E in realtà, erano stati presi proprio per questo. La convenzione stipulata con la nascita di Sicilia e-Servizi spa, società mista al 51% della Regione e al 49% dei privati (Accenture ed Engineering), prevedeva la formazione di questi dipendenti, e il loro transito nella società regionale entro il 2013, data nella quale Sicilia e-servizi sarebbe dovuta passare tutta nelle mani della Regione, appunto. “E infatti ci hanno formato, – spiega Sciortino – al punto che oggi siamo in grado di portare avanti da soli la società. Ma una volta formati, ci hanno messo alla porta. Un paradosso”. Per questi lavoratori, un ingresso nella società attraverso un primo contratto da interinali di 36 mesi, seguito da un rapporto di 34 mesi con contratto di apprendistato. “E sulla tipologia del contratto – aggiunge Sciortino – siamo intenzionati a verificare la legittimità anche da un punto di vista legale”. Sono pronti i ricorsi e le denunce, insomma.
Al loro posto, potrebbe arrivare gente direttamente da Engineering o Accenture. “E anche da questo punto di vista – aggiungono i dipendenti – c’è da verificare un fatto assai delicato: visto che Sicilia e-servizi gestisce dati sensibili dei siciliani, noi abbiamo firmato una clausola che ci impone il segreto professionale. Chi subentrerà a noi rispetterà questo segreto? E poi, siccome da noi si gestiscono anche le bozze dei bandi di concorso, ad esempio, il privato non potrà avvantaggiarsi dall’accesso a questi dati?”.
Domande che, insieme alle altre, non hanno finora ricevuto risposta: “L’azienda – dice Salvatore Sciortino – s’è rifiutata di incontrare i sindacati che stanno sostenendo la nostra protesta. Finché non avremo risposte, continuerà lo sciopero”.
E dopo lo sciopero, la valigia. “Se non si sbloccherà la situazione – spiegano i dipendenti – non ci resterà altra possibilità che l’emigrazione. Siamo tutti laureati, specializzati, spesso con voti altissimi. Ma la Sicilia evidentemente non sa che farsene di noi”.
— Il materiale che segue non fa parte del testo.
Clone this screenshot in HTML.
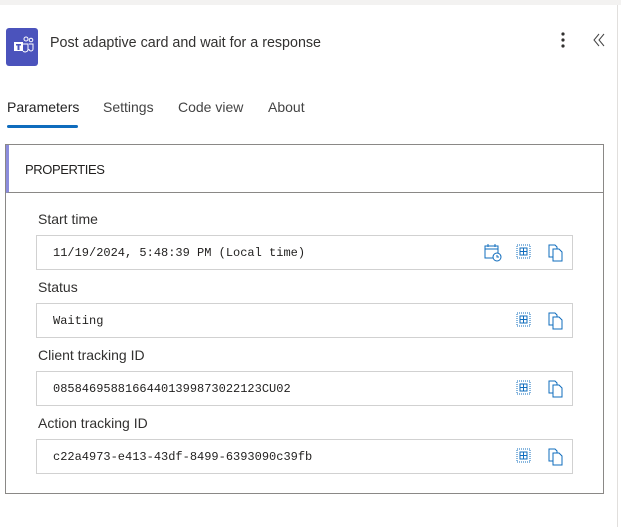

E non manca la stoccata alla politica. I lavoratori infatti hanno inviato una lettera al presidente della Regione Lombardo e ai componenti della seconda e della terza commissione all’Ars: “Anche il governo regionale ha le sue colpe, visto che la Regione non ha voluto liquidare le somme ai privati. Noi rendicontavamo tutto ogni tre mesi, perché il governo non ha mai contestato nulla?”.
In qugli anni, crescevano i compensi dei dirigenti, si allargava il (presunto) credito vantato dai privati giunto a oltre 70 milioni, si acuivano le tensioni col pubblico, si dimetteva e rientrava due-tre volte il presidente della società Emanuele Spampinato. E ancora, venivano assunti con contratti più o meno lunghi il figlio del sindaco di Palermo Pietro Cammarata, Giovanni Di Stefano (ex segretario dei giovani Mpa), Vincenzo Lo Monte, fratello di Carmelo oggi deputato alla Camera (Mpa);Nicola Barbalace, consigliere Pd a Messina; Deborah Civello, cognata del parlamentare del Pdl all’Ars Francesco Scoma; Nicola Calderone, ex collaboratore di Alemanno; Mario Parlavecchio, già dipendente regionale e cugino dell’omonimo deputato regionale dell’Udc, Urania Papatheu, ex commissario della Fiera di Messina.
Nel frattempo, si fermava il progetto della “banca dati regionale”, affondava tra contenziosi anche assai pesanti il progetto Iride, nasceva una commissione d’indagine all’Ars, il governo decideva la liquidazione della società. In quei sei anni, 80 “operatori” portavano avanti la macchina. Quattordici di loro sono già stati invitati a “togliere il disturbo”. E tra questi, ecco la sorpresa, nessun cognome noto.